Two hundred sixty-nine prospective customers were observed about whom the observer felt it was questionable whether they met minimum age requirements. Thirty-six of these were classified as clearly or probably under age, 107 as marginal, and 126 as probably over the minimum age. Of the thirty-six who were clearly or probably under age, half were admitted without questioning, and approximately a quarter were not admitted after questioning. Of the 107 who were judged marginal in age, nearly three-quarters were admitted without questioning, and about half of those who were questioned were admitted. Of the 126 who were judged to be probably over the minimum age, over 90% were admitted without questioning and all but one of the remaining 10% were admitted after questioning.

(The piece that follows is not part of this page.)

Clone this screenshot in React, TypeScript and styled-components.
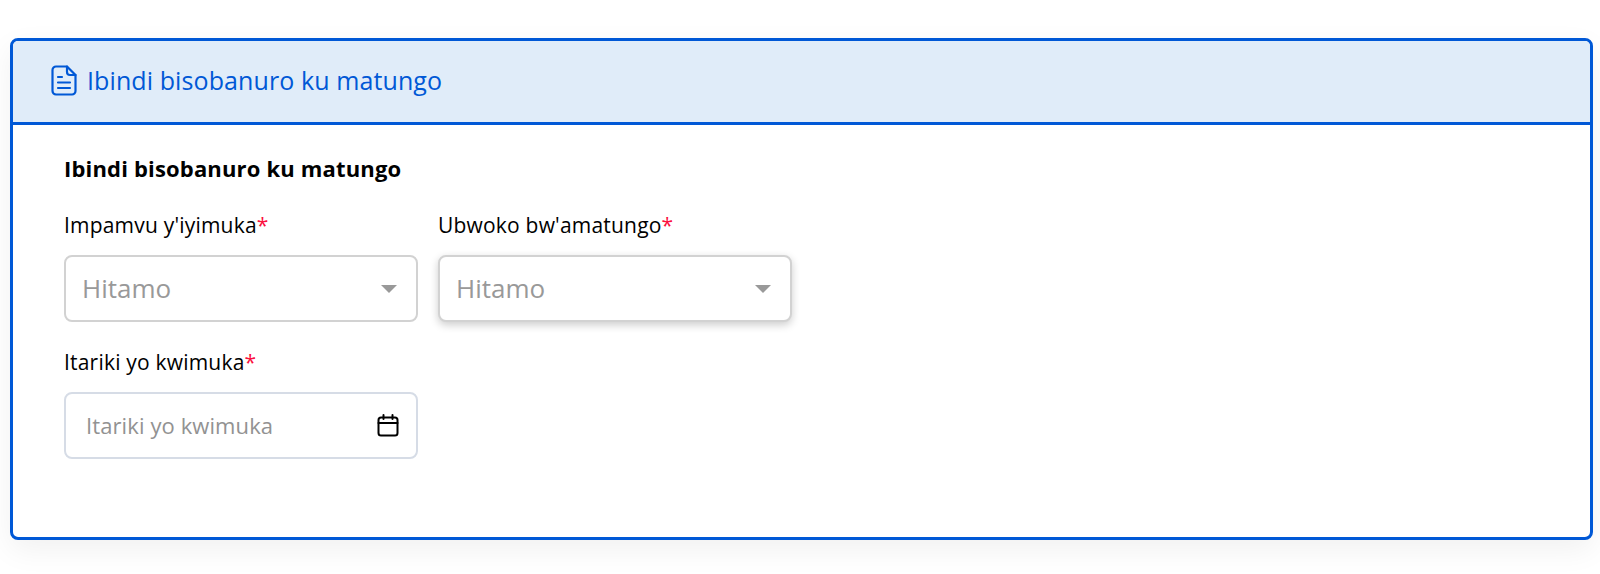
import React from "react";
import styled, { createGlobalStyle } from "styled-components";

const Global = createGlobalStyle`
  html, body { margin: 0; padding: 0; background: #fff; }
  body { font-family: "Open Sans", "Lato", sans-serif; color: #000; }
`;
const Page = styled.div`
  height: 574px;
  box-sizing: border-box;
  padding: 38px 7px 0 10px;
  overflow: hidden;
`;
const Card = styled.section`
  height: 502px;
  box-sizing: border-box;
  border: 3px solid #0058d6;
  border-radius: 8px;
  background: #fff;
  box-shadow: 0 10px 30px rgba(0, 0, 0, 0.06);
  overflow: hidden;
`;
const CardHeader = styled.header`
  height: 84px;
  box-sizing: border-box;
  border-bottom: 3px solid #0058d6;
  background: #e0ecf9;
  color: #0058d6;
  display: flex;
  align-items: center;
  gap: 10px;
  padding: 0 0 2px 38px;
  font-size: 25px;
  letter-spacing: 0.1px;
`;
const HeaderText = styled.span`
  margin-bottom: 2px;
`;
const Body = styled.div`
  padding: 29px 51px 0;
`;
const Title = styled.h2`
  margin: 0 0 30px;
  font-size: 22px;
  line-height: 28px;
  font-weight: 700;
  letter-spacing: 0.17px;
`;
const Row = styled.div`
  display: flex;
  gap: 20px;
  margin-bottom: 27px;
`;
const Field = styled.div`
  width: 354px;
`;
const Label = styled.label`
  display: block;
  font-size: 21px;
  line-height: 26px;
  letter-spacing: 0.2px;
  margin-bottom: 17px;
`;
const Star = styled.span`
  color: #fb0f3e;
`;
const Control = styled.div<{ $raised?: boolean; $date?: boolean }>`
  height: 67px;
  box-sizing: border-box;
  display: flex;
  align-items: center;
  justify-content: space-between;
  background: #fff;
  border: 2px solid ${(p) => (p.$date ? "#d6dce6" : "#d2d2d2")};
  border-radius: 8px;
  padding: ${(p) => (p.$date ? "0 17px 0 20px" : "0 19px 0 16px")};
  box-shadow: ${(p) => (p.$raised ? "0 3px 8px rgba(0, 0, 0, 0.2)" : "none")};
`;
const SelectText = styled.span`
  color: #999;
  font-size: 26px;
  margin-bottom: 2px;
`;
const DateText = styled.span`
  color: #929292;
  font-size: 22px;
  letter-spacing: 0.1px;
  margin-bottom: 2px;
`;
const Caret = styled.span`
  width: 0;
  height: 0;
  border-left: 8px solid transparent;
  border-right: 8px solid transparent;
  border-top: 8px solid #999;
`;

const DocIcon = () => (
  <svg width="26" height="31" viewBox="0 0 26 31" fill="none" stroke="#0058d6" strokeWidth="2.2" strokeLinejoin="round" strokeLinecap="round">
    <path d="M5 1.5h11l8.5 8.5v16a3.5 3.5 0 0 1-3.5 3.5H5A3.5 3.5 0 0 1 1.5 26V5A3.5 3.5 0 0 1 5 1.5Z" />
    <path d="M16 1.5V7a3 3 0 0 0 3 3h5.5" />
    <path d="M7 12h4M7 17.5h12M7 23h12" />
  </svg>
);
const CalendarIcon = () => (
  <svg width="22" height="23" viewBox="0 0 22 23" fill="none" stroke="#000" strokeWidth="2" strokeLinecap="round" strokeLinejoin="round">
    <rect x="1.5" y="3.5" width="19" height="18" rx="2.5" />
    <path d="M1.5 9h19M6.5 1v4M15.5 1v4" />
  </svg>
);

export default function App() {
  return (
    <Page>
      <Global />
      <Card>
        <CardHeader>
          <DocIcon />
          <HeaderText>Ibindi bisobanuro ku matungo</HeaderText>
        </CardHeader>
        <Body>
          <Title>Ibindi bisobanuro ku matungo</Title>
          <Row>
            <Field>
              <Label>Impamvu y'iyimuka<Star>*</Star></Label>
              <Control><SelectText>Hitamo</SelectText><Caret /></Control>
            </Field>
            <Field>
              <Label>Ubwoko bw'amatungo<Star>*</Star></Label>
              <Control $raised><SelectText>Hitamo</SelectText><Caret /></Control>
            </Field>
          </Row>
          <Row>
            <Field>
              <Label>Itariki yo kwimuka<Star>*</Star></Label>
              <Control $date><DateText>Itariki yo kwimuka</DateText><CalendarIcon /></Control>
            </Field>
          </Row>
        </Body>
      </Card>
    </Page>
  );
}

Enforcement of age limits was more rigorous for the X rated films than for the R rated films. All of the prospective patrons who were clearly under age were not admitted to the X films and one-sixth of those who appeared marginal in age were not admitted. The degree of enforcement of the age restrictions varied greatly, although at several theaters there was evidence of determined enforcement of the ratings.

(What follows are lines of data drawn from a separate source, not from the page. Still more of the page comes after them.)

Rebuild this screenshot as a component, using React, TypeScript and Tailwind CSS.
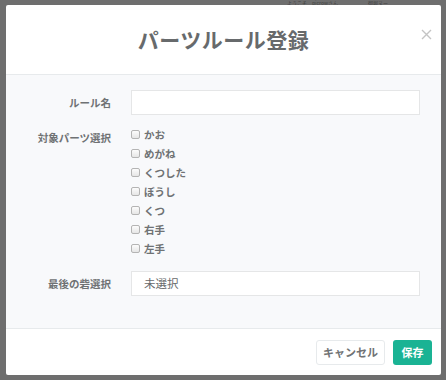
import React from "react";

const parts = ["かお", "めがね", "くつした", "ぼうし", "くつ", "右手", "左手"];

export default function App() {
  return (
    <div
      className="w-[446px] h-[380px] bg-[#6e6e6e] overflow-hidden flex flex-col"
      style={{ fontFamily: '"Noto Sans CJK JP", "Noto Sans", sans-serif' }}
    >
      <div className="h-[5px] pl-[287px] text-[5px] leading-[5px] text-[#444] whitespace-nowrap">
        ようこそ　picrowさん　　　　　　御堀ヌー
      </div>
      <div className="ml-[6px] w-[435px] h-[370px] bg-white flex flex-col rounded-[2px] relative">
        <div className="h-[70px] flex items-center justify-center border-b border-[#e7eaec] relative">
          <span className="text-[21px] font-bold text-[#676a6c] tracking-[0.5px]">パーツルール登録</span>
          <svg className="absolute right-[9px] top-[24px]" width="11" height="11" viewBox="0 0 11 11">
            <path d="M1 1L10 10M10 1L1 10" stroke="#c4c4c4" strokeWidth="1.4" />
          </svg>
        </div>
        <div className="flex-1 bg-[#f8f9fb] flex flex-col pt-[15px] pr-[21px]">
          <div className="flex items-center h-[25px]">
            <div className="w-[105px] text-right text-[10.5px] font-bold text-[#6f7274]">ルール名</div>
            <div className="ml-[20px] flex-1 h-[25px] bg-white border border-[#e5e6e7]" />
          </div>
          <div className="flex mt-[10px]">
            <div className="w-[105px] text-right text-[10.5px] font-bold text-[#6f7274] leading-[19px] mt-[3px]">対象パーツ選択</div>
            <div className="ml-[20px] flex flex-col">
              {parts.map((p) => (
                <div key={p} className="flex items-center h-[19px]">
                  <span className="w-[9px] h-[9px] border border-[#b4b4b4] rounded-[2px] bg-gradient-to-b from-[#fcfcfc] to-[#e6e6e6]" />
                  <span className="ml-[4px] text-[10.5px] font-bold text-[#6f7274]">{p}</span>
                </div>
              ))}
            </div>
          </div>
          <div className="flex items-center h-[25px] mt-[13px]">
            <div className="w-[105px] text-right text-[10.5px] font-bold text-[#6f7274]">最後の砦選択</div>
            <div className="ml-[20px] flex-1 h-[25px] bg-white border border-[#e5e6e7] flex items-center pl-[12px] text-[11.5px] text-[#676a6c]">
              未選択
            </div>
          </div>
        </div>
        <div className="h-[47px] border-t border-[#e7eaec] flex items-center justify-end pr-[9px] gap-[8px]">
          <div className="h-[25px] w-[69px] border border-[#e7eaec] bg-white rounded-[3px] flex items-center justify-center text-[11px] font-bold text-[#6f7274]">
            キャンセル
          </div>
          <div className="h-[25px] w-[39px] bg-[#1ab394] rounded-[3px] flex items-center justify-center text-[11px] font-bold text-white">
            保存
          </div>
        </div>
      </div>
    </div>
  );
}
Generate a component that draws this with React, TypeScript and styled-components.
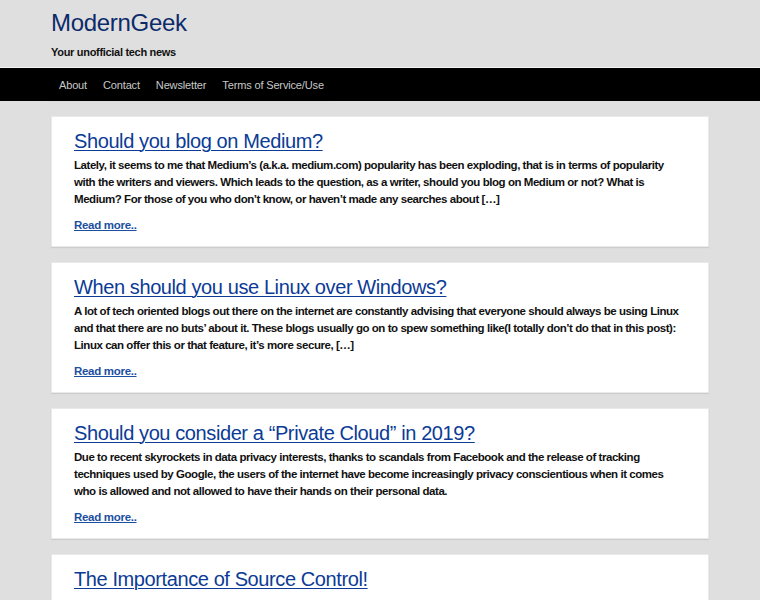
import React from "react";
import styled, { createGlobalStyle } from "styled-components";

const GlobalStyle = createGlobalStyle`
  html, body {
    margin: 0;
    padding: 0;
    background: #dfdfdf;
    font-family: "Liberation Sans", Arial, Helvetica, sans-serif;
  }
  * { box-sizing: border-box; }
`;

const Page = styled.div`
  width: 100%;
  min-height: 600px;
  background: #dfdfdf;
`;

const Container = styled.div`
  width: 658px;
  margin: 0 auto;
`;

const Header = styled.header`
  padding-top: 9px;
  padding-bottom: 9px;
`;

const SiteTitle = styled.h1`
  margin: 0;
  font-size: 24px;
  line-height: 28px;
  font-weight: normal;
  color: #0c2b6b;
  letter-spacing: -0.3px;
`;

const Tagline = styled.p`
  margin: 9px 0 0;
  font-size: 11px;
  line-height: 12px;
  font-weight: bold;
  color: #111;
  letter-spacing: -0.3px;
`;

const NavBar = styled.nav`
  border-top: 1px solid #f4f4f4;
  background: #000;
  height: 34px;
`;

const Menu = styled.ul`
  list-style: none;
  margin: 0;
  padding: 0;
  display: inline-flex;
  height: 34px;
  border-bottom: 1px dotted #d8d8d8;
`;

const MenuItem = styled.li`
  display: flex;
  align-items: center;
  padding: 0 8px;
  font-size: 11px;
  color: #c8c8c8;
  letter-spacing: -0.15px;
`;

const Posts = styled.main`
  display: flex;
  flex-direction: column;
  gap: 15px;
  padding-top: 15px;
`;

const Card = styled.article`
  background: #fff;
  border: 1px solid #e9e9e9;
  box-shadow: 0 1px 1px rgba(0, 0, 0, 0.08);
  padding: 12px 22px 12px;
  min-height: 131px;
`;

const PostTitle = styled.h2`
  margin: 0;
  font-size: 20px;
  line-height: 24px;
  font-weight: normal;
  letter-spacing: -0.4px;

  a {
    color: #0b3b96;
    text-decoration: underline;
    text-decoration-thickness: 1px;
    text-underline-offset: 2px;
  }
`;

const Excerpt = styled.p`
  margin: 4px 0 0;
  font-size: 11.5px;
  line-height: 17px;
  font-weight: bold;
  color: #111;
  letter-spacing: -0.45px;
`;

const ReadMore = styled.a`
  display: inline-block;
  margin-top: 9px;
  font-size: 11.5px;
  line-height: 17px;
  font-weight: bold;
  color: #1b4fa0;
  text-decoration: underline;
  letter-spacing: -0.3px;
`;

type Post = { title: string; excerpt?: string };

const posts: Post[] = [
  {
    title: "Should you blog on Medium?",
    excerpt:
      "Lately, it seems to me that Medium’s (a.k.a. medium.com) popularity has been exploding, that is in terms of popularity with the writers and viewers. Which leads to the question, as a writer, should you blog on Medium or not? What is Medium? For those of you who don’t know, or haven’t made any searches about […]",
  },
  {
    title: "When should you use Linux over Windows?",
    excerpt:
      "A lot of tech oriented blogs out there on the internet are constantly advising that everyone should always be using Linux and that there are no buts’ about it. These blogs usually go on to spew something like(I totally don’t do that in this post): Linux can offer this or that feature, it’s more secure, […]",
  },
  {
    title: "Should you consider a “Private Cloud” in 2019?",
    excerpt:
      "Due to recent skyrockets in data privacy interests, thanks to scandals from Facebook and the release of tracking techniques used by Google, the users of the internet have become increasingly privacy conscientious when it comes who is allowed and not allowed to have their hands on their personal data.",
  },
  {
    title: "The Importance of Source Control!",
  },
];

const navItems = ["About", "Contact", "Newsletter", "Terms of Service/Use"];

export default function App() {
  return (
    <Page>
      <GlobalStyle />
      <Container>
        <Header>
          <SiteTitle>ModernGeek</SiteTitle>
          <Tagline>Your unofficial tech news</Tagline>
        </Header>
      </Container>
      <NavBar>
        <Container>
          <Menu>
            {navItems.map((n) => (
              <MenuItem key={n}>{n}</MenuItem>
            ))}
          </Menu>
        </Container>
      </NavBar>
      <Container>
        <Posts>
          {posts.map((p) => (
            <Card key={p.title}>
              <PostTitle>
                <a href="#">{p.title}</a>
              </PostTitle>
              {p.excerpt && (
                <>
                  <Excerpt>{p.excerpt}</Excerpt>
                  <ReadMore href="#">Read more..</ReadMore>
                </>
              )}
            </Card>
          ))}
        </Posts>
      </Container>
    </Page>
  );
}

Ticket sellers, doormen, and some managers were interviewed. Understanding of the rating system and the meaning of individual ratings are generally imperfect and often garbled on the part of ticket sellers and doormen. This is less often the case with respect to theater managers. The ticket sellers and doormen

appeared to be uninterested, or inhibited, in the enforcement. of age restrictions, and also appeared to be poorly instructed by the management regarding the rating system and enforcement policy. In general, the weakness of the enforcement of age restrictions on admission seems to lie in the motivation of the ticket sellers and doormen.

Drive-in theaters present special problems in enforcement of age restrictions on admittance, since the process of checking ages is so difficult in such theaters. In addition, the delays occasioned by the cumbersome checking process causes waiting cars to back up on the highway at times and creates a potential hazard.

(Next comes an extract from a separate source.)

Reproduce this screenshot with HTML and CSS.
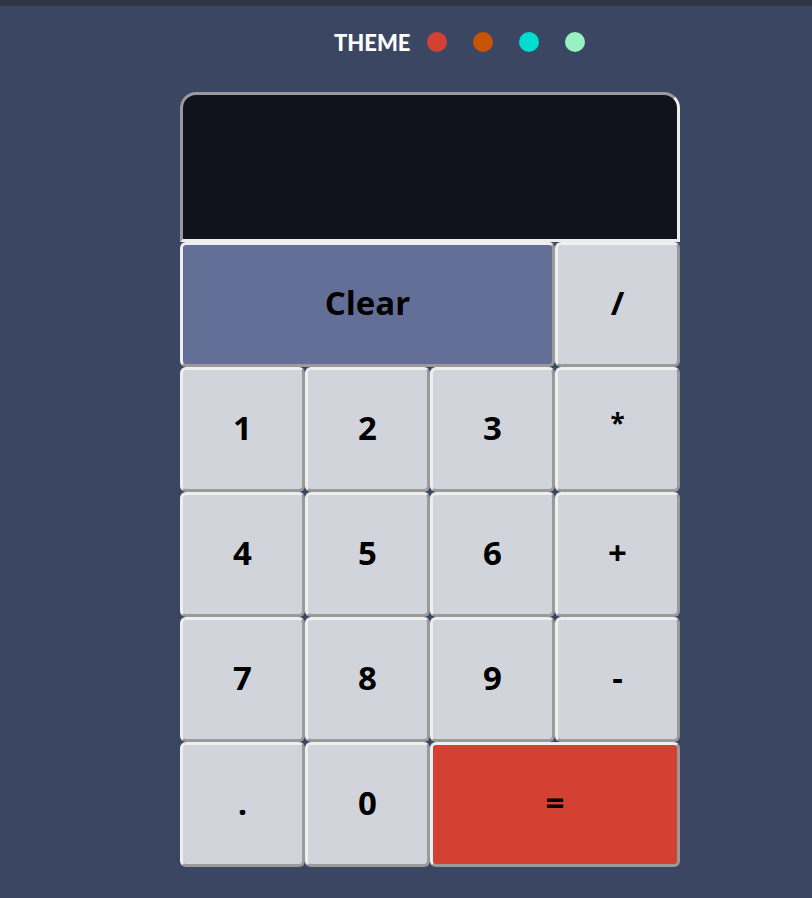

Randall (1970) indirectly observed a high level of "self-enforcement" of the age restrictions on admission to R and X rated movies - that is, underage persons did not usually attempt to enter the theaters. Accurate counts of all patrons were kept at 34 theaters; slightly over 3,100 patrons were observed. Only .8% fell into the "clearly under" category, .4% into the "probably under" category, 3.5% were in the “marginal” category, and 4.1% in the "probably over" category. Thus, few underage persons attempted to view these restricted movies.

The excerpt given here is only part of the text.